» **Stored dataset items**
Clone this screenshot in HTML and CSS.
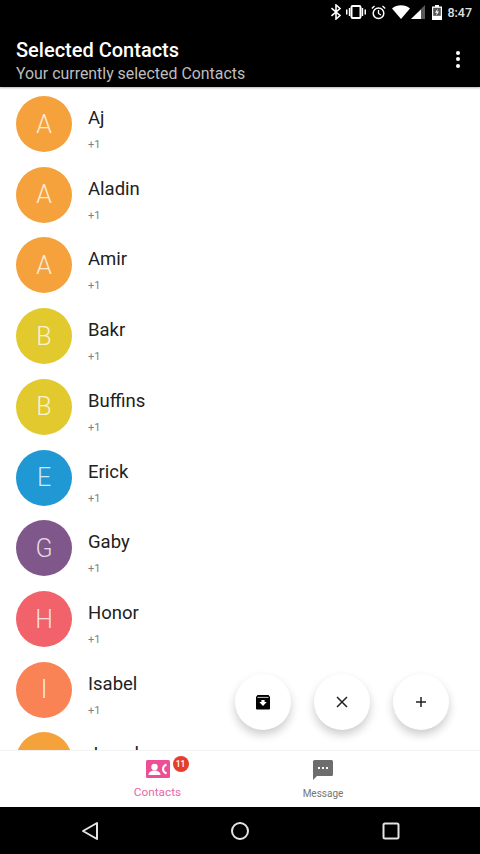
FILE: index.html
```html
<!DOCTYPE html>
<html lang="en">
<head>
<meta charset="utf-8">
<title>Selected Contacts</title>
<link rel="stylesheet" href="styles.css">
</head>
<body>
<div class="screen">
  <header class="appbar">
    <div class="status">
      <svg class="st st-bt" width="12" height="16" viewBox="0 0 12 16"><path d="M1.5 4.2 10 11.500 6 15V1l4 3.500L1.500 11.800" fill="none" stroke="#fff" stroke-width="1.600"/></svg>
      <svg class="st st-vib" width="20" height="14" viewBox="0 0 20 14"><rect x="5.500" y="1" width="9" height="12" rx="1.200" fill="none" stroke="#fff" stroke-width="2"/><path d="M0 4.500h1.500v5H0zM2.800 3h1.500v8H2.800zM15.700 3h1.500v8h-1.500zM18.500 4.500H20v5h-1.500z" fill="#fff"/></svg>
      <svg class="st st-alarm" width="15" height="15" viewBox="0 0 15 15"><circle cx="7.500" cy="8.200" r="5.300" fill="none" stroke="#fff" stroke-width="1.500"/><path d="M7.500 5v3.500l2.500 1.500M.8 3.500 3.500 1M14.200 3.500 11.500 1" fill="none" stroke="#fff" stroke-width="1.300"/></svg>
      <svg class="st st-wifi" width="18" height="14" viewBox="0 0 18 14"><path d="M0 3.500C5-.8 13-.8 18 3.500L9 14z" fill="#fff"/></svg>
      <svg class="st st-signal" width="14" height="14" viewBox="0 0 14 14"><path d="M14 0v14H0z" fill="#fff" opacity=".35"/><path d="M10 4.500V14H0z" fill="#fff"/></svg>
      <svg class="st st-batt" width="10" height="15" viewBox="0 0 10 15"><path d="M3 0h4v1.500h3V15H0V1.500h3z" fill="#fff"/><path d="M1.200 2.800h7.600v8H1.200z" fill="#555"/><path d="M5.800 3.500 3 7.800h1.800l-.6 3 2.800-4.300H5.200z" fill="#fff"/></svg>
      <span class="clock">8:47</span>
    </div>
    <div class="toolbar">
      <div class="titles">
        <h1 class="title">Selected Contacts</h1>
        <p class="subtitle">Your currently selected Contacts</p>
      </div>
      <div class="more"><i></i><i></i><i></i></div>
    </div>
  </header>

  <main class="list">
    <div class="row"><div class="avatar c-orange">A</div><div class="info"><div class="name">Aj</div><div class="phone">+1</div></div></div>
    <div class="row"><div class="avatar c-orange">A</div><div class="info"><div class="name">Aladin</div><div class="phone">+1</div></div></div>
    <div class="row"><div class="avatar c-orange">A</div><div class="info"><div class="name">Amir</div><div class="phone">+1</div></div></div>
    <div class="row"><div class="avatar c-yellow">B</div><div class="info"><div class="name">Bakr</div><div class="phone">+1</div></div></div>
    <div class="row"><div class="avatar c-yellow">B</div><div class="info"><div class="name">Buffins</div><div class="phone">+1</div></div></div>
    <div class="row"><div class="avatar c-blue">E</div><div class="info"><div class="name">Erick</div><div class="phone">+1</div></div></div>
    <div class="row"><div class="avatar c-purple">G</div><div class="info"><div class="name">Gaby</div><div class="phone">+1</div></div></div>
    <div class="row"><div class="avatar c-red">H</div><div class="info"><div class="name">Honor</div><div class="phone">+1</div></div></div>
    <div class="row"><div class="avatar c-coral">I</div><div class="info"><div class="name">Isabel</div><div class="phone">+1</div></div></div>
    <div class="row"><div class="avatar c-orange">J</div><div class="info"><div class="name">Jamal</div></div></div>
    <div class="fabs">
      <button class="fab"><svg width="16" height="16" viewBox="0 0 16 16"><path d="M2.500 1h11L15 3v11.500a1 1 0 0 1-1 1H2a1 1 0 0 1-1-1V3z" fill="#000"/><path d="M2.500 3.400h11" stroke="#fff" stroke-width=".8"/><path d="M8 12 4.200 8H6.400V6h3.200v2h2.200z" fill="#fff"/></svg></button>
      <button class="fab"><svg width="12" height="12" viewBox="0 0 12 12"><path d="M1 1l10 10M11 1 1 11" stroke="#222" stroke-width="1.500"/></svg></button>
      <button class="fab"><svg width="12" height="12" viewBox="0 0 12 12"><path d="M6 1v10M1 6h10" stroke="#222" stroke-width="1.500"/></svg></button>
    </div>
  </main>

  <nav class="tabs">
    <div class="tab tab-contacts">
      <div class="tab-icon">
        <svg width="24" height="18" viewBox="0 0 24 18"><rect width="24" height="18" rx="1.500" fill="#ec4f95"/><circle cx="8.500" cy="7" r="3.200" fill="#fff"/><path d="M2.500 15c0-3 3-4.500 6-4.500s6 1.500 6 4.500z" fill="#fff"/><path d="M20.500 4.500c-2.500 1-3.500 3-3.500 4.500s1 3.500 3.500 4.500" fill="none" stroke="#fff" stroke-width="2"/></svg>
        <span class="badge">11</span>
      </div>
      <span class="tab-label">Contacts</span>
    </div>
    <div class="tab tab-message">
      <svg width="20" height="20" viewBox="0 0 20 20"><path d="M1.500 0h17A1.500 1.500 0 0 1 20 1.500v13a1.500 1.500 0 0 1-1.500 1.500H4l-4 4V1.500A1.500 1.500 0 0 1 1.500 0z" fill="#6d6d6d"/><path d="M5 7h2v2H5zM9 7h2v2H9zM13 7h2v2h-2z" fill="#fff"/></svg>
      <span class="tab-label">Message</span>
    </div>
  </nav>

  <footer class="sysnav">
    <svg width="18" height="20" viewBox="0 0 18 20"><path d="M16 2v16L2 10z" fill="none" stroke="#e4e4e4" stroke-width="2" stroke-linejoin="round"/></svg>
    <svg width="20" height="20" viewBox="0 0 20 20"><circle cx="10" cy="10" r="8" fill="none" stroke="#e4e4e4" stroke-width="2"/></svg>
    <svg class="sys-square" width="18" height="18" viewBox="0 0 18 18"><rect x="1.500" y="1.500" width="15" height="15" rx="1.500" fill="none" stroke="#e4e4e4" stroke-width="2"/></svg>
  </footer>
</div>
</body>
</html>
```
FILE: styles.css
```css
* { box-sizing: border-box; }
html, body { margin: 0; padding: 0; }
body { font-family: Roboto, "Liberation Sans", sans-serif; background: #fff; }
.screen { width: 480px; height: 854px; display: flex; flex-direction: column; overflow: hidden; }

.appbar { height: 87px; background: #000; color: #fff; flex: none; box-shadow: 0 1px 2px rgba(0,0,0,.3); position: relative; z-index: 2; }
.status { height: 25px; display: flex; align-items: center; justify-content: flex-end; padding: 0 8px 1px 0; }
.st { display: block; }
.st-bt { margin-right: 4px; }
.st-vib { margin-right: 5px; }
.st-alarm { margin-right: 6px; }
.st-wifi { margin-right: 1px; }
.st-signal { margin-right: 7px; }
.st-batt { margin-right: 5px; }
.clock { font-size: 12.500px; font-weight: 500; color: #e0e0e0; width: 25px; text-align: right; }

.toolbar { display: flex; align-items: center; justify-content: space-between; padding: 0 20px 0 16px; height: 62px; }
.titles { padding-top: 11px; }
.title { margin: 0; font-size: 20px; font-weight: 500; line-height: 24px; }
.subtitle { margin: 0; font-size: 15.900px; line-height: 23px; color: #bdbdbd; }
.more { display: flex; flex-direction: column; gap: 2.500px; padding-top: 6px; }
.more i { width: 4px; height: 4px; border-radius: 50%; background: #fff; display: block; }

.list { flex: 1; min-height: 0; position: relative; overflow: hidden; padding-top: 9px; }
.row { height: 70.720px; display: flex; align-items: flex-start; padding-left: 16px; }
.avatar { width: 56px; height: 56px; border-radius: 50%; color: rgba(255,255,255,.8); font-size: 25px; font-weight: 300; display: flex; align-items: center; justify-content: center; flex: none; }
.c-orange { background: #f6a23c; }
.c-yellow { background: #e1c92e; }
.c-blue { background: #1f98d3; }
.c-purple { background: #80578a; }
.c-red { background: #f1626a; }
.c-coral { background: #f98354; }
.info { margin-left: 16px; }
.name { font-size: 18.500px; line-height: 24px; color: #212121; margin-top: 10px; }
.phone { font-size: 11px; line-height: 14px; color: #808080; margin-top: 8px; }

.fabs { position: absolute; top: 587px; left: 235px; display: flex; gap: 23px; }
.fab { width: 56px; height: 56px; border-radius: 50%; border: 0; padding: 0; background: #fff; box-shadow: 0 5px 10px rgba(0,0,0,.2); display: flex; align-items: center; justify-content: center; }

.tabs { height: 57px; flex: none; background: #fff; border-top: 1px solid #f2f2f2; display: flex; padding-left: 134px; position: relative; }
.tab { display: flex; flex-direction: column; align-items: center; }
.tab-contacts { width: 47px; padding-top: 9px; }
.tab-contacts .tab-label { color: #e868a8; font-size: 11.800px; line-height: 14px; margin-top: 7px; }
.tab-icon { position: relative; height: 18px; }
.tab-icon svg { display: block; }
.badge { position: absolute; left: 27px; top: -4px; width: 16px; height: 16px; border-radius: 50%; background: #e53f2c; color: #fff; font-size: 8.500px; font-weight: 500; line-height: 16px; text-align: center; }
.tab-message { margin-left: 122px; width: 40px; padding-top: 9px; }
.tab-message svg { display: block; }
.tab-message .tab-label { color: #757575; font-size: 10px; line-height: 13px; margin-top: 7px; }

.sysnav { height: 47px; flex: none; background: #000; display: flex; align-items: center; padding-left: 81px; gap: 131px; }
.sys-square { margin-left: 1px; }
```
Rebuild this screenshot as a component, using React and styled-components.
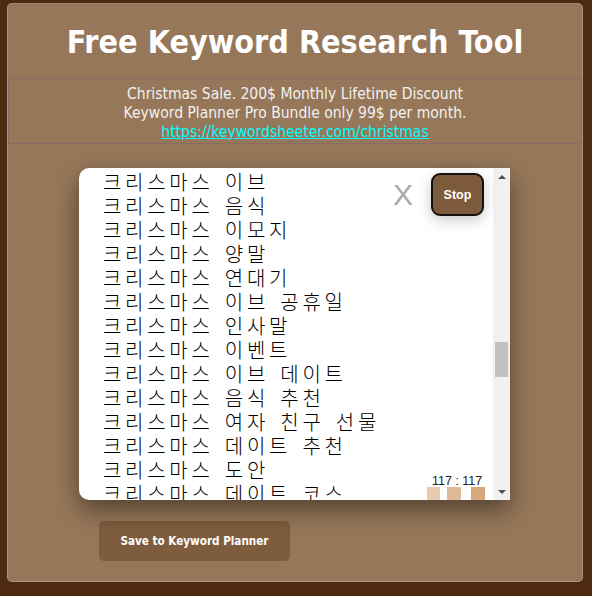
import React from "react";
import styled, { createGlobalStyle } from "styled-components";

const GlobalStyle = createGlobalStyle`
  html, body { margin: 0; padding: 0; }
  body {
    background: #4d2a10;
    width: 592px;
    height: 596px;
    overflow: hidden;
  }
`;

const Page = styled.div`
  padding: 3px 9px 14px 7px;
`;

const Card = styled.div`
  box-sizing: border-box;
  height: 579px;
  background: #967759;
  border: 1px solid #b39478;
  border-top-color: #a2846a;
  border-radius: 5px;
  display: flex;
  flex-direction: column;
  font-family: "DejaVu Sans Condensed", "DejaVu Sans", sans-serif;
  font-stretch: condensed;
`;

const Title = styled.h1`
  box-sizing: border-box;
  margin: 0;
  height: 74px;
  padding-top: 18px;
  text-align: center;
  color: #ffffff;
  font-size: 32px;
  font-weight: bold;
  line-height: 40px;
`;

const Promo = styled.div`
  border: 1px solid #8a6a66;
  padding: 6px 0 1px;
  text-align: center;
  color: #f1f1f1;
  font-size: 15.5px;
  line-height: 19px;
`;

const PromoLink = styled.a`
  color: #00ffff;
  text-decoration: underline;
`;

const ToolWrap = styled.div`
  position: relative;
  margin: 24px 0 0 71px;
  width: 431px;
  height: 332px;
  display: flex;
  background: #ffffff;
  border-radius: 10px 0 0 10px;
  box-shadow: 0 10px 24px rgba(0, 0, 0, 0.45);
`;

const List = styled.div`
  flex: 1;
  overflow: hidden;
  padding-left: 24px;
  border-radius: 10px 0 0 10px;
  font-family: "Noto Sans CJK KR", sans-serif;
  font-weight: 300;
  font-size: 20px;
  line-height: 24px;
  letter-spacing: 3.7px;
  word-spacing: 3.2px;
  color: #000000;
`;

const Rows = styled.div`
  margin-top: 2px;
`;

const Row = styled.div`
  white-space: nowrap;
  height: 24px;
`;

const Scrollbar = styled.div`
  width: 17px;
  background: #f1f1f1;
  display: flex;
  flex-direction: column;
`;

const ArrowButton = styled.div`
  height: 17px;
  display: flex;
  align-items: center;
  justify-content: center;
  &::before {
    content: "";
    border-left: 4px solid transparent;
    border-right: 4px solid transparent;
    ${(p) =>
      p.$down
        ? "border-top: 4px solid #505050;"
        : "border-bottom: 4px solid #505050;"}
  }
`;

const Track = styled.div`
  flex: 1;
`;

const Thumb = styled.div`
  margin: 157px 2px 0;
  height: 35px;
  background: #c1c1c1;
`;

const CloseX = styled.div`
  position: absolute;
  left: 314px;
  top: 12px;
  font-family: "Liberation Sans", Arial, sans-serif;
  font-size: 30px;
  line-height: 30px;
  color: #aaaaaa;
`;

const StopButton = styled.button`
  position: absolute;
  left: 352px;
  top: 5px;
  box-sizing: border-box;
  width: 53px;
  height: 43px;
  padding: 0;
  background: #7d5a3b;
  border: 2px solid #111111;
  border-radius: 9px;
  color: #ffffff;
  font-family: "Liberation Sans", Arial, sans-serif;
  font-weight: bold;
  font-size: 12.5px;
  box-shadow: 0 4px 14px rgba(0, 0, 0, 0.22);
`;

const Counter = styled.div`
  position: absolute;
  left: 353px;
  top: 307px;
  font-family: "Liberation Sans", Arial, sans-serif;
  font-size: 12.5px;
  line-height: 12px;
  color: #222222;
`;

const Swatches = styled.div`
  position: absolute;
  left: 348px;
  bottom: 0;
  display: flex;
  align-items: flex-end;
`;

const Swatch = styled.div`
  width: ${(p) => p.$w}px;
  height: 13px;
  margin-left: ${(p) => p.$gap}px;
  background: ${(p) => p.$color};
`;

const SaveButton = styled.button`
  margin: 21px 0 0 91px;
  width: 191px;
  height: 40px;
  border: none;
  border-radius: 5px;
  background: #7e5d3e;
  color: #ffffff;
  font-family: "DejaVu Sans Condensed", "DejaVu Sans", sans-serif;
  font-stretch: condensed;
  font-weight: bold;
  font-size: 11.6px;
  padding: 0;
`;

const keywords = [
  "크리스마스 이브",
  "크리스마스 음식",
  "크리스마스 이모지",
  "크리스마스 양말",
  "크리스마스 연대기",
  "크리스마스 이브 공휴일",
  "크리스마스 인사말",
  "크리스마스 이벤트",
  "크리스마스 이브 데이트",
  "크리스마스 음식 추천",
  "크리스마스 여자 친구 선물",
  "크리스마스 데이트 추천",
  "크리스마스 도안",
  "크리스마스 데이트 코스",
];

const swatches = [
  { w: 13, gap: 0, color: "#e8ccb0" },
  { w: 14, gap: 7, color: "#dfba98" },
  { w: 14, gap: 10, color: "#d7a87b" },
];

export default function App() {
  return (
    <>
      <GlobalStyle />
      <Page>
        <Card>
          <Title>Free Keyword Research Tool</Title>
          <Promo>
            Christmas Sale. 200$ Monthly Lifetime Discount
            <br />
            Keyword Planner Pro Bundle only 99$ per month.
            <br />
            <PromoLink href="#">https://keywordsheeter.com/christmas</PromoLink>
          </Promo>
          <ToolWrap>
            <List>
              <Rows>
                {keywords.map((k) => (
                  <Row key={k}>{k}</Row>
                ))}
              </Rows>
            </List>
            <Scrollbar>
              <ArrowButton />
              <Track>
                <Thumb />
              </Track>
              <ArrowButton $down />
            </Scrollbar>
            <CloseX>X</CloseX>
            <StopButton>Stop</StopButton>
            <Counter>117 : 117</Counter>
            <Swatches>
              {swatches.map((s) => (
                <Swatch key={s.color} $w={s.w} $gap={s.gap} $color={s.color} />
              ))}
            </Swatches>
          </ToolWrap>
          <SaveButton>Save to Keyword Planner</SaveButton>
        </Card>
      </Page>
    </>
  );
}
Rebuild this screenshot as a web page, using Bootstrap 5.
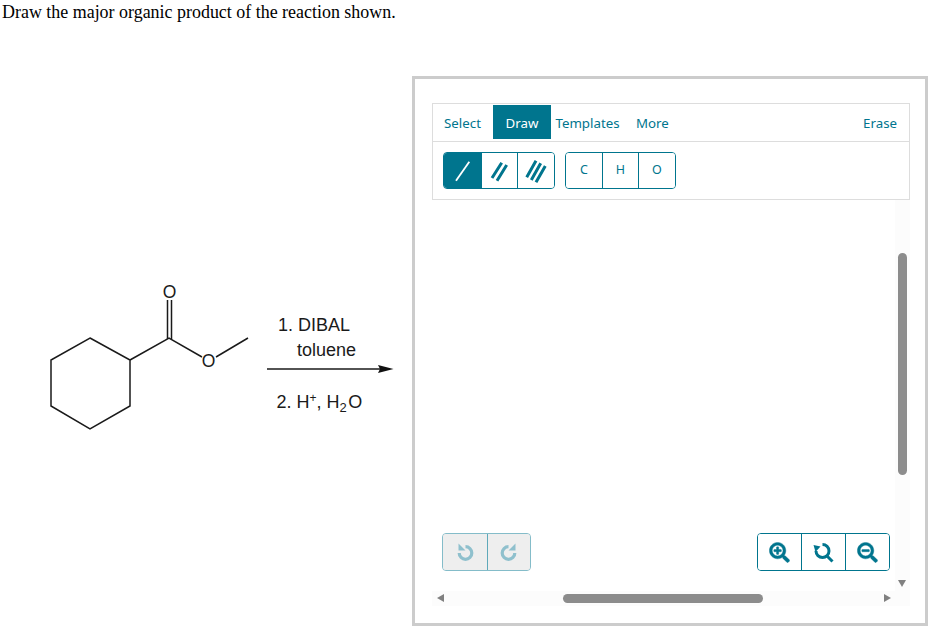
<!DOCTYPE html>
<html lang="en">
<head>
<meta charset="utf-8">
<title>Reaction question</title>
<link href="https://cdn.jsdelivr.net/npm/bootstrap@5.3.0/dist/css/bootstrap.min.css" rel="stylesheet">
<style>
html,body{height:633px;overflow:hidden;background:#fff}
body{font-family:"Liberation Sans",Arial,sans-serif;color:#000}
.prompt{font:17.950px/20px "Liberation Serif","Times New Roman",serif;margin:0;padding:2px 0 0 2px;height:76px;color:#000}
.scheme{width:412px;height:550px;flex:none;display:block}
.scheme text{font-family:"Liberation Sans",Arial,sans-serif;font-size:18px;fill:#1a1a1a}
.scheme text.atom{font-size:17.500px}
.widget{width:516px;height:550px;border:3px solid #ccc;padding:24px 17px 0 17px;font-family:"Noto Sans",sans-serif;font-size:13.300px;display:flex;flex-direction:column}
.toolbar{width:478px;height:97px;border:1px solid #ddd;flex:none}
.tabrow{height:38px;border-bottom:1px solid #ddd;padding:1px 12px 2px 10px;display:flex;align-items:stretch}
.tabbtn{background:none;border:0;padding:3px 0 0;color:#00758e;font:inherit;display:flex;align-items:center;justify-content:center;white-space:nowrap}
.tabbtn.first{width:39px}
.tabbtn.on{background:#00758e;color:#fff;width:58px;margin:0 4px 0 11px}
.tabbtn.third{width:65px}
.tabbtn.spaced{margin-left:16px}
.toolrow{padding:10px;display:flex;gap:10px}
.grp{display:flex;border:1px solid #00758e;border-radius:4px;height:37px;overflow:hidden;background:#fff}
.cell{background:#fff;border:0;border-left:1px solid #00758e;padding:0;color:#00758e;font:inherit;font-size:12.500px;display:flex;align-items:center;justify-content:center;width:36px}
.cell:first-child{border-left:0}
.cell.wide{width:37px}
.cell.on{background:#00758e}
.canvasarea{position:relative;flex:1 1 auto;width:478px}
.vtrack{position:absolute;left:463px;top:0;width:15px;height:391px;background:#fcfcfc}
.htrack{position:absolute;left:0;top:391px;width:478px;height:15px;background:#fcfcfc}
.vthumb{position:absolute;left:466px;top:53px;width:9px;height:222px;border-radius:5px;background:#8c8c8c}
.hthumb{position:absolute;left:131px;top:394px;width:200px;height:9px;border-radius:5px;background:#8c8c8c}
.tri{position:absolute;width:0;height:0;border-style:solid;border-color:transparent}
.tri-l{left:5px;top:394px;border-width:4.500px 7px 4.500px 0;border-right-color:#808080}
.tri-r{left:452px;top:394px;border-width:4.500px 0 4.500px 7px;border-left-color:#808080}
.tri-d{left:466px;top:380px;border-width:7px 4.500px 0 4.500px;border-top-color:#808080}
.undo{position:absolute;left:10px;top:333px;width:89px;height:38px;border-color:#84bcc9;background:#eee}
.undo .cell{background:#eee;border-left-color:#5fa9ba;width:44px}
.zoomgrp{position:absolute;left:325px;top:333px;width:133px;height:38px}
.zoomgrp .cell{width:44px}
.zoomgrp .cell:first-child{width:43px}
.mirror{transform:scaleX(-1)}
.ico-main{fill:#00758e;stroke:#00758e;stroke-width:10px}
</style>
</head>
<body>
<p class="prompt">Draw the major organic product of the reaction shown.</p>
<main class="d-flex">
  <svg class="scheme" viewBox="0 76 412 550" role="img" aria-label="Methyl cyclohexanecarboxylate reaction scheme">
    <g fill="none" stroke="#1a1a1a" stroke-width="1.500">
      <path d="M90 338 130 360V406L90 429 51 406V360Z"/>
      <path d="M130 360 169 338 202 357M216 357 248 338"/>
      <path d="M167.500 339V300M171.500 339V300"/>
      <path d="M267 369H382" stroke-width="1.300"/>
    </g>
    <path d="M378 365 393.500 369 378 373 380 369Z" fill="#111"/>
    <text class="atom" x="169.500" y="298" text-anchor="middle">O</text>
    <text class="atom" x="208.500" y="367" text-anchor="middle">O</text>
    <text x="278" y="331">1. DIBAL</text>
    <text x="297" y="356">toluene</text>
    <text x="276.500" y="408">2. H<tspan font-size="12" dy="-6">+</tspan><tspan dy="6">, H</tspan><tspan font-size="13" dy="4">2</tspan><tspan dy="-4" dx="1.500">O</tspan></text>
  </svg>
  <section class="widget">
    <div class="toolbar">
      <div class="tabrow">
        <button class="tabbtn first" type="button">Select</button>
        <button class="tabbtn on" type="button">Draw</button>
        <button class="tabbtn third" type="button">Templates</button>
        <button class="tabbtn spaced" type="button">More</button>
        <button class="tabbtn ms-auto" type="button">Erase</button>
      </div>
      <div class="toolrow">
        <div class="grp">
          <button class="cell wide on" type="button" aria-label="Single bond"><svg width="22" height="24" viewBox="451 159 22 24"><path d="M455 180.700 468.300 161.700" stroke="#fff" stroke-width="1.800"/></svg></button>
          <button class="cell" type="button" aria-label="Double bond"><svg width="22" height="24" viewBox="488 159 22 24"><path d="M491 178 500.700 162.700M496 180.700 505.700 165" stroke="#00758e" stroke-width="3"/></svg></button>
          <button class="cell wide" type="button" aria-label="Triple bond"><svg width="24" height="26" viewBox="524 158 24 26"><path d="M526.700 177.300 536 160.700M531.300 180 540.700 163.300M536 182.300 545.300 166" stroke="#00758e" stroke-width="3"/></svg></button>
        </div>
        <div class="grp">
          <button class="cell" type="button">C</button>
          <button class="cell" type="button">H</button>
          <button class="cell wide" type="button">O</button>
        </div>
      </div>
    </div>
    <div class="canvasarea">
      <div class="vtrack"></div>
      <div class="htrack"></div>
      <div class="vthumb"></div>
      <div class="hthumb"></div>
      <span class="tri tri-l"></span>
      <span class="tri tri-r"></span>
      <span class="tri tri-d"></span>
      <div class="grp undo">
        <button class="cell" type="button" aria-label="Undo"><svg width="18" height="20" viewBox="0 0 18 20"><circle cx="9.500" cy="11" r="6.300" fill="none" stroke="#8fc0cd" stroke-width="3.200" stroke-dasharray="29 10" stroke-dashoffset="0" transform="rotate(-90 9.500 11)"/><path d="M2.500 1.500 2.500 8.500 9.500 8.500Z" fill="#8fc0cd"/></svg></button>
        <button class="cell" type="button" aria-label="Redo"><svg class="mirror" width="18" height="20" viewBox="0 0 18 20"><circle cx="9.500" cy="11" r="6.300" fill="none" stroke="#8fc0cd" stroke-width="3.200" stroke-dasharray="29 10" stroke-dashoffset="0" transform="rotate(-90 9.500 11)"/><path d="M2.500 1.500 2.500 8.500 9.500 8.500Z" fill="#8fc0cd"/></svg></button>
      </div>
      <div class="grp zoomgrp">
        <button class="cell" type="button" aria-label="Zoom in"><svg width="21" height="21" viewBox="-10 -10 532 532"><path class="ico-main" d="M304 192v32c0 6.600-5.400 12-12 12h-56v56c0 6.600-5.400 12-12 12h-32c-6.600 0-12-5.400-12-12v-56h-56c-6.600 0-12-5.400-12-12v-32c0-6.600 5.400-12 12-12h56v-56c0-6.600 5.400-12 12-12h32c6.600 0 12 5.400 12 12v56h56c6.600 0 12 5.400 12 12zm201 284.700L476.700 505c-9.400 9.400-24.600 9.400-33.900 0L343 405.300c-4.500-4.500-7-10.600-7-17V372c-35.300 27.600-79.700 44-128 44C93.100 416 0 322.900 0 208S93.100 0 208 0s208 93.100 208 208c0 48.300-16.400 92.700-44 128h16.300c6.400 0 12.500 2.500 17 7l99.700 99.700c9.300 9.400 9.300 24.600 0 34zM344 208c0-75.200-60.800-136-136-136S72 132.800 72 208s60.800 136 136 136 136-60.800 136-136z"/></svg></button>
        <button class="cell" type="button" aria-label="Reset zoom"><svg width="21" height="21" viewBox="0 0 21 21"><circle cx="9.500" cy="9" r="6.500" fill="none" stroke="#00758e" stroke-width="3" stroke-dasharray="30 11" transform="rotate(-90 9.500 9)"/><path d="M.5 3 7.500 4.500 2.500 10Z" fill="#00758e"/><path d="M13.500 13.500 19.500 19.500" stroke="#00758e" stroke-width="3"/></svg></button>
        <button class="cell" type="button" aria-label="Zoom out"><svg width="21" height="21" viewBox="-10 -10 532 532"><path class="ico-main" d="M304 192v32c0 6.600-5.400 12-12 12H124c-6.600 0-12-5.400-12-12v-32c0-6.600 5.400-12 12-12h168c6.600 0 12 5.400 12 12zm201 284.700L476.700 505c-9.400 9.400-24.600 9.400-33.900 0L343 405.300c-4.500-4.500-7-10.600-7-17V372c-35.300 27.600-79.700 44-128 44C93.100 416 0 322.900 0 208S93.100 0 208 0s208 93.100 208 208c0 48.300-16.400 92.700-44 128h16.300c6.400 0 12.500 2.500 17 7l99.700 99.700c9.300 9.400 9.300 24.600 0 34zM344 208c0-75.200-60.800-136-136-136S72 132.800 72 208s60.800 136 136 136 136-60.800 136-136z"/></svg></button>
      </div>
    </div>
  </section>
</main>
</body>
</html>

» **YOUR OBJECTIVE**
Identify every line holding the word "Rebuild" and copy it out.

» **FINISHED EXERCISE**
Rebuild this screenshot as a component, using React and styled-components.
Rebuild this screenshot as a web page, using Bootstrap 5.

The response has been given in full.